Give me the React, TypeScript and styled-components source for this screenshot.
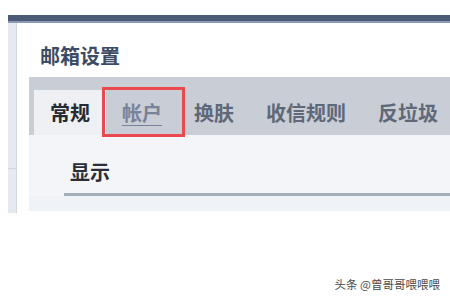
import React from "react";
import styled, { createGlobalStyle } from "styled-components";

const Global = createGlobalStyle`
  html, body { margin: 0; padding: 0; background: #ffffff; }
  body { width: 450px; height: 300px; overflow: hidden;
    font-family: "Noto Sans CJK SC", "Noto Sans", sans-serif; }
`;

const Page = styled.div`
  width: 450px;
  height: 300px;
  box-sizing: border-box;
  padding: 15px 0 0 8px;
  display: flex;
  flex-direction: column;
`;

const TopBar = styled.div`
  height: 6px;
  background: #4b5b76;
  border-bottom: 2px solid #8c9bb1;
`;

const Main = styled.div`
  display: flex;
  height: 190px;
`;

const LeftStrip = styled.div`
  width: 8px;
  display: flex;
  flex-direction: column;
  border-right: 1px solid #d2d9e1;
`;

const StripPart = styled.div<{ $h?: number }>`
  background: #e5eaf0;
  ${(p) => (p.$h ? `height: ${p.$h}px; border-bottom: 1px solid #cfd6de;` : `flex: 1;`)}
`;

const Panel = styled.div`
  flex: 1;
  display: flex;
  flex-direction: column;
  padding-left: 12px;
  min-width: 0;
`;

const Title = styled.div`
  padding: 21px 0 0 11px;
  height: 24px;
  line-height: 24px;
  margin-bottom: 9px;
  font-size: 20px;
  font-weight: 700;
  color: #3b4b66;
  white-space: nowrap;
`;

const TabBar = styled.div`
  height: 58px;
  background: #c9cdd5;
  display: flex;
  align-items: flex-end;
  padding-left: 5px;
  white-space: nowrap;
`;

const Tab = styled.div<{ $active?: boolean; $marked?: boolean }>`
  position: relative;
  height: 45px;
  padding: 0 16px;
  display: flex;
  align-items: center;
  font-size: 20px;
  font-weight: 700;
  color: ${(p) => (p.$active ? "#262a33" : p.$marked ? "#78829a" : "#5f6878")};
  background: ${(p) => (p.$active ? "#eef0f4" : "transparent")};
  text-decoration: ${(p) => (p.$marked ? "underline" : "none")};
  text-underline-offset: 4px;
  text-decoration-thickness: 1px;
  flex-shrink: 0;
  ${(p) =>
    p.$marked
      ? `&::after {
    content: "";
    position: absolute;
    left: -4px;
    right: -7px;
    top: -3px;
    bottom: -2px;
    border: 3px solid #ea4a4c;
    box-sizing: border-box;
  }`
      : ""}
`;

const Content = styled.div`
  height: 76px;
  background: #f3f5f8;
  padding: 25px 0 0 35px;
  box-sizing: border-box;
  display: flex;
  flex-direction: column;
`;

const SectionHead = styled.div`
  padding-left: 6px;
  height: 24px;
  line-height: 24px;
  font-size: 20px;
  font-weight: 700;
  color: #2a2e36;
  border-bottom: 3px solid #a4aeb8;
  padding-bottom: 9px;
`;

const SectionBelow = styled.div`
  flex: 1;
  background: #eff3f8;
  margin-left: -35px;
`;

const Footer = styled.div`
  flex: 1;
  display: flex;
  justify-content: flex-end;
  align-items: flex-end;
  padding: 0 10px 9px 0;
  font-size: 11.5px;
  line-height: 14px;
  color: #4a4a4a;
  white-space: nowrap;
`;

export default function App() {
  return (
    <>
      <Global />
      <Page>
        <TopBar />
        <Main>
          <LeftStrip>
            <StripPart $h={145} />
            <StripPart />
          </LeftStrip>
          <Panel>
            <Title>邮箱设置</Title>
            <TabBar>
              <Tab $active>常规</Tab>
              <Tab $marked>帐户</Tab>
              <Tab>换肤</Tab>
              <Tab>收信规则</Tab>
              <Tab>反垃圾</Tab>
            </TabBar>
            <Content>
              <SectionHead>显示</SectionHead>
              <SectionBelow />
            </Content>
          </Panel>
        </Main>
        <Footer>头条 @曾哥哥喂喂喂</Footer>
      </Page>
    </>
  );
}
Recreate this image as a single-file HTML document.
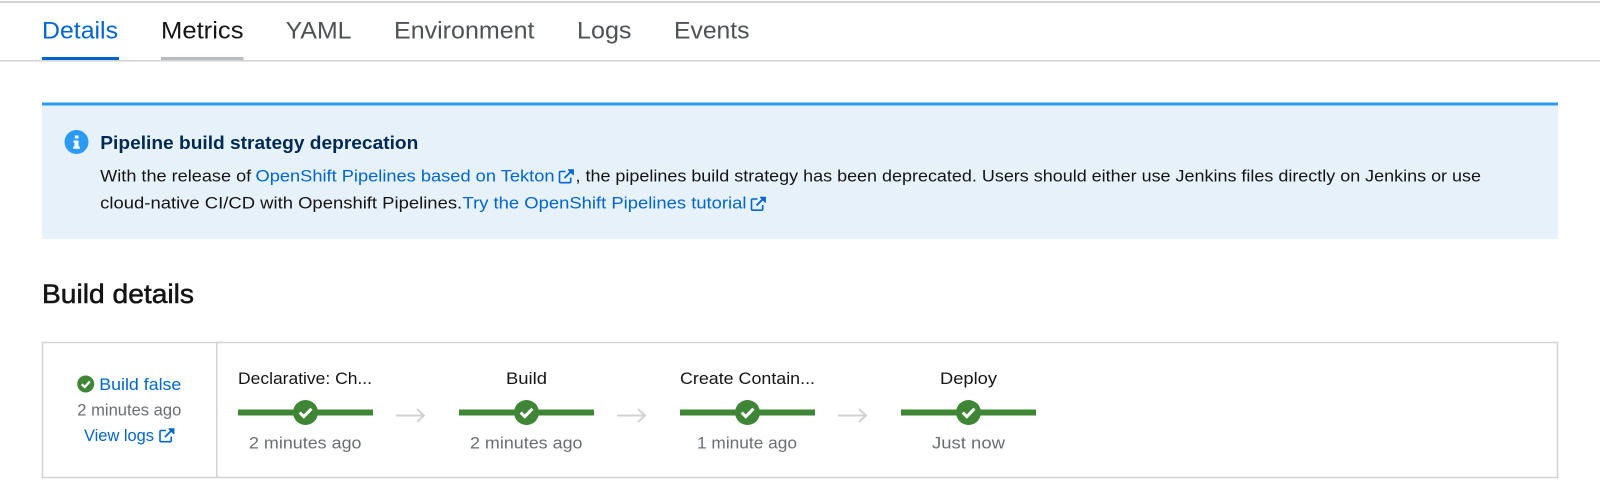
<!DOCTYPE html>
<html><head><meta charset="utf-8"><style>
html,body{margin:0;padding:0;background:#fff;width:1600px;height:488px;overflow:hidden}
svg{display:block}
text{font-family:"Liberation Sans",sans-serif;fill:#151515}
.t{font-size:24px}.b{font-size:17px}.l{fill:#06c}.g{fill:#6a6e73}
</style></head><body>
<svg width="1600" height="488" viewBox="0 0 1600 488" xmlns="http://www.w3.org/2000/svg">
<defs>
<g id="ext" fill="none" stroke="#06c" stroke-width="1.6"><path d="M7 3H2.200Q1 3 1 4.200V13Q1 14.200 2.200 14.200H11Q12.200 14.200 12.200 13V9"/><path d="M6 9.500L13.500 2" stroke-width="1.900"/><path d="M10 1.200H15V6.200H14.600L10 1.600Z" fill="#06c" stroke-width=".8"/></g>
<g id="stage"><rect x="0" y="409.500" width="135" height="6" fill="#3e8635"/><circle cx="67.500" cy="412.500" r="12.500" fill="#3e8635"/><path d="M61.700 412.600L65.800 416.600L73.400 408.800" fill="none" stroke="#fff" stroke-width="3"/></g>
<g id="arrow" fill="none" stroke="#d2d2d2" stroke-width="1.900"><path d="M396 415.500H424"/><path d="M417 409L424 415.500L417 422"/></g>
</defs>
<rect x="0" y="1" width="1600" height="2" fill="#d2d2d2"/>
<rect x="0" y="60" width="1600" height="1.500" fill="#d2d2d2"/>
<rect x="42" y="57" width="77" height="3" fill="#06c"/>
<rect x="161" y="57" width="82.500" height="3" fill="#b8bbbe"/>
<text class="t l" x="42" y="38.300" textLength="76" lengthAdjust="spacingAndGlyphs">Details</text>
<text class="t" x="161" y="38.300" textLength="82.500" lengthAdjust="spacingAndGlyphs">Metrics</text>
<text class="t" style="fill:#4f5255" x="285.700" y="38.300" textLength="65.800" lengthAdjust="spacingAndGlyphs">YAML</text>
<text class="t" style="fill:#4f5255" x="394" y="38.300" textLength="140.500" lengthAdjust="spacingAndGlyphs">Environment</text>
<text class="t" style="fill:#4f5255" x="577" y="38.300" textLength="54.500" lengthAdjust="spacingAndGlyphs">Logs</text>
<text class="t" style="fill:#4f5255" x="674" y="38.300" textLength="75.500" lengthAdjust="spacingAndGlyphs">Events</text>

<rect x="42" y="102.500" width="1516" height="136.500" fill="#e7f1fa"/>
<rect x="42" y="102.500" width="1516" height="3" fill="#2b9af3"/>
<circle cx="76.500" cy="142" r="12" fill="#2b9af3"/>
<path d="M74.800 135.500h3.800v3h-3.800zM73.500 140.500h5v6h1.300v2.200h-6.600v-2.200h1.300v-3.800h-1z" fill="#fff"/>
<text x="100.300" y="149" font-size="18" font-weight="700" style="fill:#002952" textLength="318" lengthAdjust="spacingAndGlyphs">Pipeline build strategy deprecation</text>
<text class="b" x="100.200" y="181.300" textLength="151" lengthAdjust="spacingAndGlyphs">With the release of</text>
<text class="b l" x="255.500" y="181.300" textLength="299" lengthAdjust="spacingAndGlyphs">OpenShift Pipelines based on Tekton</text>
<use href="#ext" x="558.500" y="168.500"/>
<text class="b" x="575.500" y="181.300" textLength="905.500" lengthAdjust="spacingAndGlyphs">, the pipelines build strategy has been deprecated. Users should either use Jenkins files directly on Jenkins or use</text>
<text class="b" x="100.200" y="208.700" textLength="362" lengthAdjust="spacingAndGlyphs">cloud-native CI/CD with Openshift Pipelines.</text>
<text class="b l" x="462.500" y="208.700" textLength="284" lengthAdjust="spacingAndGlyphs">Try the OpenShift Pipelines tutorial</text>
<use href="#ext" x="750.500" y="196"/>

<text x="42" y="303" font-size="27" style="stroke:#151515;stroke-width:.55" textLength="152" lengthAdjust="spacingAndGlyphs">Build details</text>

<rect x="42.500" y="342.500" width="1515" height="135" fill="none" stroke="#d2d2d2" stroke-width="1.500"/>
<rect x="216" y="342" width="1.500" height="136" fill="#d2d2d2"/>
<circle cx="85.700" cy="384" r="8.500" fill="#3e8635"/>
<path d="M81.700 384.200L84.700 387.100L89.800 381.500" fill="none" stroke="#fff" stroke-width="2.300"/>
<text class="b l" x="99.300" y="390" textLength="82" lengthAdjust="spacingAndGlyphs">Build false</text>
<text class="b g" x="77.300" y="415.700" textLength="104" lengthAdjust="spacingAndGlyphs">2 minutes ago</text>
<text class="b l" x="84" y="441" textLength="70" lengthAdjust="spacingAndGlyphs">View logs</text>
<use href="#ext" x="159" y="427.500"/>

<use href="#stage" x="238"/>
<text class="b" x="238" y="383.800" textLength="134" lengthAdjust="spacingAndGlyphs">Declarative: Ch...</text>
<text class="b g" x="249" y="448.500" textLength="112.500" lengthAdjust="spacingAndGlyphs">2 minutes ago</text>
<use href="#arrow"/>

<use href="#stage" x="459"/>
<text class="b" x="506" y="383.800" textLength="41" lengthAdjust="spacingAndGlyphs">Build</text>
<text class="b g" x="470" y="448.500" textLength="112.500" lengthAdjust="spacingAndGlyphs">2 minutes ago</text>
<use href="#arrow" x="221"/>

<use href="#stage" x="680"/>
<text class="b" x="680" y="383.800" textLength="135" lengthAdjust="spacingAndGlyphs">Create Contain...</text>
<text class="b g" x="697" y="448.500" textLength="100" lengthAdjust="spacingAndGlyphs">1 minute ago</text>
<use href="#arrow" x="442"/>

<use href="#stage" x="901"/>
<text class="b" x="940" y="383.800" textLength="57" lengthAdjust="spacingAndGlyphs">Deploy</text>
<text class="b g" x="932" y="448.500" textLength="73" lengthAdjust="spacingAndGlyphs">Just now</text>
</svg>
</body></html>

## Work to complete
Tally up the lines holding the string "components" in this listing, and report the total alone.

## Answer for this exercise
2